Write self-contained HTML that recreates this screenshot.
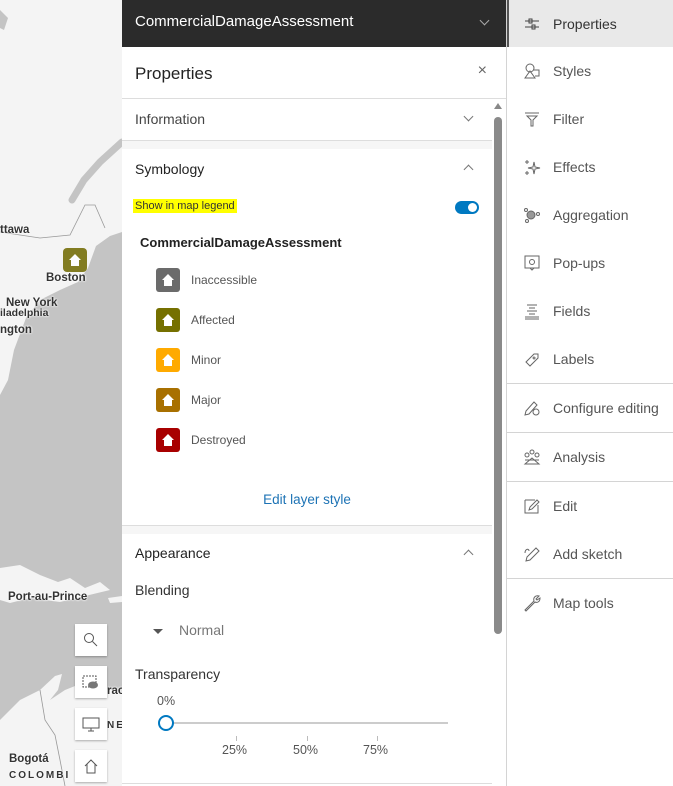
<!DOCTYPE html>
<html><head><meta charset="utf-8"><style>
*{box-sizing:border-box;margin:0;padding:0}
body{width:673px;height:786px;overflow:hidden;font-family:"Liberation Sans",sans-serif;background:#fff;position:relative}
.map{position:absolute;left:0;top:0;width:122px;height:786px;background:#f4f4f4;overflow:hidden}
.lbl{position:absolute;font-weight:bold;font-size:11.5px;color:#333;text-shadow:0 0 2px #fff,0 0 2px #fff}
.mbtn{position:absolute;left:75px;width:32px;height:32px;background:#fff;box-shadow:0 1px 2px rgba(0,0,0,.3);display:flex;align-items:center;justify-content:center}
.panel{position:absolute;left:122px;top:0;width:384px;height:786px;background:#fff}
.hdr{height:47px;background:#2b2b2b;color:#fff;font-size:15px;padding:13px 0 0 13px;position:relative}
.nav{position:absolute;left:506px;top:0;width:167px;height:786px;border-left:1px solid #d4d4d4;background:#fff}
.ni{height:48px;display:flex;align-items:center;font-size:14px;color:#555;padding-left:16px}
.ni svg{width:18px;height:18px;margin-right:12px;fill:none;stroke:#666;stroke-width:1}
.sep{border-top:1px solid #d4d4d4}
.leg{position:absolute;left:34px;display:flex;align-items:center;font-size:12px;color:#555}
.sw{width:24px;height:24px;border-radius:3px;margin-right:11px;display:flex;align-items:center;justify-content:center}
.chev{position:absolute;right:30px;width:7px;height:7px;border-right:1px solid #777;border-bottom:1px solid #777}
</style></head><body>
<div class="map">
<svg width="122" height="786" viewBox="0 0 122 786" style="position:absolute;left:0;top:0">
<rect x="0" y="0" width="122" height="786" fill="#f4f4f4"/>
<polygon points="122,232 110,236 96,246 88,268 78,282 60,290 40,300 26,318 14,350 8,380 0,395 0,720 20,700 40,690 55,676 62,674 58,690 50,700 65,690 80,684 100,688 122,692" fill="#c4c4c4"/>
<path d="M122,142 L100,162 L84,180 L72,200" stroke="#c4c4c4" stroke-width="7" fill="none" stroke-linecap="round"/>
<polygon points="0,10 8,18 4,30 0,28" fill="#c4c4c4"/>
<path d="M0,232L40,238L70,235L85,205L95,205L105,228" stroke="#999" fill="none" stroke-width="0.8"/>
<polygon points="0,568 20,565 40,575 58,582 70,578 85,588 100,582 110,590 60,602 30,598 10,603 0,600" fill="#f4f4f4"/>
<polygon points="108,598 122,596 122,602 110,603" fill="#f4f4f4"/>
<path d="M40,690L45,720L55,735L60,760L65,786" stroke="#999" fill="none" stroke-width="0.8"/>
</svg>
<div style="position:absolute;left:63px;top:248px;width:24px;height:24px;background:#76700b;border-radius:4px;opacity:.9;display:flex;align-items:center;justify-content:center"><svg width="14" height="14" viewBox="0 0 14 14"><path d="M7,1L13,7H11V13H3V7H1Z" fill="#fff"/></svg></div>
<div class="lbl" style="left:0;top:224px">ttawa</div>
<div class="lbl" style="left:46px;top:272px">Boston</div>
<div class="lbl" style="left:6px;top:297px">New York</div>
<div class="lbl" style="left:0;top:307px;font-size:10.5px">iladelphia</div>
<div class="lbl" style="left:0;top:324px">ngton</div>
<div class="lbl" style="left:8px;top:591px">Port-au-Prince</div>
<div class="lbl" style="left:107px;top:685px">rac</div>
<div class="lbl" style="left:107px;top:720px;font-size:10px;letter-spacing:2px">NE</div>
<div class="lbl" style="left:9px;top:753px">Bogotá</div>
<div class="lbl" style="left:9px;top:770px;font-size:10px;letter-spacing:2px">COLOMBI</div>
<div class="mbtn" style="top:624px"><svg width="16" height="16"><circle cx="6" cy="6" r="4.5" stroke="#555" fill="none"/><path d="M9.5,9.5L14,14" stroke="#555"/></svg></div>
<div class="mbtn" style="top:666px"><svg width="18" height="16"><rect x="1" y="2" width="13" height="11" stroke="#555" fill="none" stroke-dasharray="2 1"/><ellipse cx="11" cy="11" rx="5" ry="3.5" fill="#777"/></svg></div>
<div class="mbtn" style="top:708px"><svg width="18" height="16"><rect x="1" y="2" width="16" height="10" stroke="#555" fill="none"/><path d="M9,12V15M6,15H12" stroke="#555"/></svg></div>
<div class="mbtn" style="top:750px"><svg width="16" height="16"><path d="M2,8L8,2L14,8M4,6V15H12V6" stroke="#555" fill="none"/></svg></div>
</div>

<div class="panel">
<div class="hdr">CommercialDamageAssessment<div class="chev" style="right:18px;top:17px;border-color:#aaa;transform:rotate(45deg)"></div></div>
<div style="height:52px;border-bottom:1px solid #ddd;position:relative;font-size:17px;color:#222;padding:17px 0 0 13px">Properties<span style="position:absolute;right:19px;top:15px;font-size:16px;color:#666">×</span></div>
<div style="height:41px;position:relative;font-size:14px;color:#444;padding:12px 0 0 13px;width:370px">Information<div class="chev" style="right:20px;top:14px;transform:rotate(45deg)"></div></div>
<div style="height:9px;background:#f6f6f6;border-top:1px solid #ddd;width:370px"></div>
<div style="position:absolute;top:149px;left:0;width:370px;height:376px">
<div style="position:absolute;left:13px;top:12px;font-size:14px;color:#222">Symbology</div>
<div class="chev" style="right:20px;top:17px;transform:rotate(-135deg)"></div>
<div style="position:absolute;left:11px;top:50px;background:#ffff00;font-size:11px;color:#333;padding:1px 2px">Show in map legend</div>
<div style="position:absolute;left:333px;top:52px;width:24px;height:13px;background:#0079c1;border-radius:7px"><div style="position:absolute;right:2px;top:2px;width:9px;height:9px;border-radius:50%;background:#fff"></div></div>
<div style="position:absolute;left:18px;top:86px;font-size:13px;font-weight:bold;color:#222">CommercialDamageAssessment</div>
<div class="leg" style="top:119px"><div class="sw" style="background:#6b6b6b"><svg width="14" height="14"><path d="M7,1L13,7H11V13H3V7H1Z" fill="#fff"/></svg></div>Inaccessible</div>
<div class="leg" style="top:159px"><div class="sw" style="background:#757000"><svg width="14" height="14"><path d="M7,1L13,7H11V13H3V7H1Z" fill="#fff"/></svg></div>Affected</div>
<div class="leg" style="top:199px"><div class="sw" style="background:#ffaa00"><svg width="14" height="14"><path d="M7,1L13,7H11V13H3V7H1Z" fill="#fff"/></svg></div>Minor</div>
<div class="leg" style="top:239px"><div class="sw" style="background:#a87000"><svg width="14" height="14"><path d="M7,1L13,7H11V13H3V7H1Z" fill="#fff"/></svg></div>Major</div>
<div class="leg" style="top:279px"><div class="sw" style="background:#a80000"><svg width="14" height="14"><path d="M7,1L13,7H11V13H3V7H1Z" fill="#fff"/></svg></div>Destroyed</div>
<div style="position:absolute;left:0;width:370px;text-align:center;top:343px;font-size:13.5px;color:#1d73b5">Edit layer style</div>
</div>
<div style="position:absolute;top:525px;left:0;width:370px;height:9px;background:#f6f6f6;border-top:1px solid #ddd"></div>
<div style="position:absolute;top:534px;left:0;width:370px;height:252px">
<div style="position:absolute;left:13px;top:11px;font-size:14px;color:#222">Appearance</div>
<div class="chev" style="right:20px;top:17px;transform:rotate(-135deg)"></div>
<div style="position:absolute;left:13px;top:48px;font-size:14px;color:#333">Blending</div>
<div style="position:absolute;left:31px;top:95px;width:0;height:0;border-left:5px solid transparent;border-right:5px solid transparent;border-top:5px solid #555"></div>
<div style="position:absolute;left:57px;top:88px;font-size:14px;color:#777">Normal</div>
<div style="position:absolute;left:13px;top:132px;font-size:14px;color:#333">Transparency</div>
<div style="position:absolute;left:35px;top:160px;font-size:12.5px;color:#555">0%</div>
<div style="position:absolute;left:44px;top:188px;width:282px;height:2px;background:#ccc"></div>
<div style="position:absolute;left:36px;top:181px;width:16px;height:16px;border:2px solid #0079c1;border-radius:50%;background:#fff"></div>
<div style="position:absolute;left:114px;top:202px;width:1px;height:5px;background:#bbb"></div>
<div style="position:absolute;left:185px;top:202px;width:1px;height:5px;background:#bbb"></div>
<div style="position:absolute;left:255px;top:202px;width:1px;height:5px;background:#bbb"></div>
<div style="position:absolute;left:100px;top:209px;font-size:12.5px;color:#555">25%</div>
<div style="position:absolute;left:171px;top:209px;font-size:12.5px;color:#555">50%</div>
<div style="position:absolute;left:241px;top:209px;font-size:12.5px;color:#555">75%</div>
</div>
<div style="position:absolute;top:783px;left:0;width:370px;border-top:1px solid #ddd"></div>
<div style="position:absolute;left:370px;top:99px;width:14px;height:687px;background:#fff"></div>
<div style="position:absolute;left:372px;top:103px;width:0;height:0;border-left:4px solid transparent;border-right:4px solid transparent;border-bottom:6px solid #888"></div>
<div style="position:absolute;left:372px;top:117px;width:8px;height:517px;background:#8a8a8a;border-radius:4px"></div>
</div>

<div class="nav">
<div class="ni" style="background:#e9e9e9;height:47px;border-left:2px solid #555;padding-left:14px"><svg viewBox="0 0 18 18"><path d="M2,6H16M2,12H16M6,4V8H9V4ZM9,10V14H12V10Z" stroke="#444"/></svg><span style="color:#333">Properties</span></div>
<div class="ni"><svg viewBox="0 0 18 18"><circle cx="7" cy="6" r="4"/><path d="M2,16L7,9L12,16ZM10,8H16V14H12"/></svg>Styles</div>
<div class="ni"><svg viewBox="0 0 18 18"><path d="M2,3H16M4,6H14L10,10V16H8V10Z"/></svg>Filter</div>
<div class="ni"><svg viewBox="0 0 18 18"><path d="M11,4L12,9L17,10L12,11L11,16L10,11L5,10L10,9ZM4,2V6M2,4H6M4,13V17M2,15H6"/></svg>Effects</div>
<div class="ni"><svg viewBox="0 0 18 18"><circle cx="8" cy="9" r="4" fill="#999"/><circle cx="3" cy="4" r="1.5"/><circle cx="15" cy="8" r="1.5"/><circle cx="4" cy="15" r="1.5"/></svg>Aggregation</div>
<div class="ni"><svg viewBox="0 0 18 18"><rect x="2" y="2" width="14" height="12"/><circle cx="9" cy="8" r="2.5"/><path d="M7,14L9,16L11,14"/></svg>Pop-ups</div>
<div class="ni"><svg viewBox="0 0 18 18"><path d="M4,3H14M6,6H12M4,9H14M6,12H12M2,15H16M2,17H16"/></svg>Fields</div>
<div class="ni"><svg viewBox="0 0 18 18"><path d="M3,12L11,4L15,4L15,8L7,16ZM4,13L6,15M11,7a1,1 0 1,0 0.1,0"/></svg>Labels</div>
<div class="sep"></div>
<div class="ni"><svg viewBox="0 0 18 18"><path d="M2,16L3,12L11,3L14,6L6,15Z"/><circle cx="13" cy="13" r="3"/></svg>Configure editing</div>
<div class="sep"></div>
<div class="ni"><svg viewBox="0 0 18 18"><circle cx="4" cy="7" r="2"/><circle cx="9" cy="4" r="2"/><circle cx="14" cy="7" r="2"/><path d="M2,16L9,10L16,16ZM2,12H16"/></svg>Analysis</div>
<div class="sep"></div>
<div class="ni"><svg viewBox="0 0 18 18"><path d="M2,3H12M2,3V16H15V8M6,13L7,10L14,3L16,5L9,12Z"/></svg>Edit</div>
<div class="ni"><svg viewBox="0 0 18 18"><path d="M3,16L4,12L13,3L16,6L7,15ZM2,8C2,4 6,3 6,6"/></svg>Add sketch</div>
<div class="sep"></div>
<div class="ni"><svg viewBox="0 0 18 18"><path d="M2,16L11,7C10,4 12,1 16,2L13,5L14,6L17,4C17,8 14,9 12,8L3,17Z"/></svg>Map tools</div>
</div>
</body></html>
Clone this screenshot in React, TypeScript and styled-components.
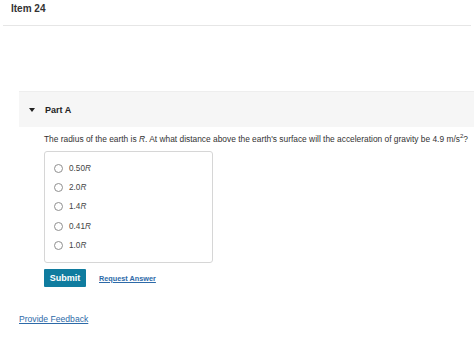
import { createGlobalStyle, styled } from "styled-components";

const GlobalStyle = createGlobalStyle`
  html, body {
    margin: 0;
    padding: 0;
    background: #fff;
  }
  body {
    font-family: "Liberation Sans", Arial, sans-serif;
    color: #333;
  }
`;

const Page = styled.div`
  width: 474px;
  height: 345px;
  overflow: hidden;
  display: flex;
  flex-direction: column;
`;

const ItemHeader = styled.div`
  height: 26px;
  box-sizing: border-box;
  margin: 0 3px;
  padding: 3px 0 0 8px;
  border-bottom: 1px solid #e6e6e6;
  font-size: 10px;
  font-weight: 700;
  color: #333;
`;

const Part = styled.div`
  margin: 65px 0 0 19px;
  display: flex;
  flex-direction: column;
`;

const PartHeader = styled.div`
  height: 36px;
  background-color: #f6f6f6;
  border-top: 1px solid #eeeeee;
  box-sizing: border-box;
  display: flex;
  flex-direction: row;
  align-items: center;
  padding-left: 10px;
  gap: 10px;
  font-size: 9px;
  font-weight: 700;
  color: #222;
`;

const Caret = styled.span`
  width: 0;
  height: 0;
  border-left: 3.5px solid transparent;
  border-right: 3.5px solid transparent;
  border-top: 4px solid #222;
`;

const Body = styled.div`
  padding: 7px 0 0 25px;
  display: flex;
  flex-direction: column;
  align-items: flex-start;
`;

const Question = styled.div`
  font-size: 8.4px;
  line-height: 11px;
  color: #333;
  white-space: nowrap;

  sup {
    font-size: 6px;
    line-height: 0;
  }
`;

const Choices = styled.div`
  margin-top: 6px;
  width: 169px;
  height: 112px;
  box-sizing: border-box;
  border: 1px solid #d6d6d6;
  border-radius: 3px;
  display: flex;
  flex-direction: column;
  padding: 11px 0 0 9px;
  gap: 9.4px;
`;

const Choice = styled.label`
  display: flex;
  flex-direction: row;
  align-items: center;
  gap: 6px;
  height: 10px;
  font-size: 8.2px;
  color: #444;
`;

const Radio = styled.span`
  width: 9px;
  height: 9px;
  box-sizing: border-box;
  border: 1px solid #8f8f8f;
  border-radius: 50%;
  background: #fff;
`;

const Actions = styled.div`
  margin-top: 6px;
  display: flex;
  flex-direction: row;
  align-items: center;
  gap: 13px;
`;

const SubmitButton = styled.button`
  width: 42px;
  height: 18px;
  border: none;
  border-radius: 1px;
  background-color: #0f7c9f;
  color: #fff;
  font-family: "Liberation Sans", Arial, sans-serif;
  font-size: 9px;
  font-weight: 700;
  padding: 0;
`;

const LinkText = styled.a<{ $bold?: boolean; $size: number }>`
  color: #2d6aa8;
  text-decoration: underline;
  font-size: ${(p) => p.$size}px;
  font-weight: ${(p) => (p.$bold ? 700 : 400)};
  cursor: pointer;
`;

const Feedback = styled.div`
  margin: 21px 0 0 19px;
`;

const options = ["0.50", "2.0", "1.4", "0.41", "1.0"];

const App = () => {
  return (
    <Page>
      <GlobalStyle />
      <ItemHeader>Item 24</ItemHeader>
      <Part>
        <PartHeader>
          <Caret />
          Part A
        </PartHeader>
        <Body>
          <Question>
            The radius of the earth is <i>R</i>. At what distance above the
            earth's surface will the acceleration of gravity be 4.9 m/s
            <sup>2</sup>?
          </Question>
          <Choices>
            {options.map((o) => (
              <Choice key={o}>
                <Radio />
                <span>
                  {o}
                  <i>R</i>
                </span>
              </Choice>
            ))}
          </Choices>
          <Actions>
            <SubmitButton>Submit</SubmitButton>
            <LinkText $bold $size={7.3}>
              Request Answer
            </LinkText>
          </Actions>
        </Body>
      </Part>
      <Feedback>
        <LinkText $size={8.6}>Provide Feedback</LinkText>
      </Feedback>
    </Page>
  );
};

export default App;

▶ _Task requirements_:
Copy out every line where the word "this" occurs.

▶ _Written solution_:
Write self-contained HTML that recreates this screenshot.
Clone this screenshot in React, TypeScript and styled-components.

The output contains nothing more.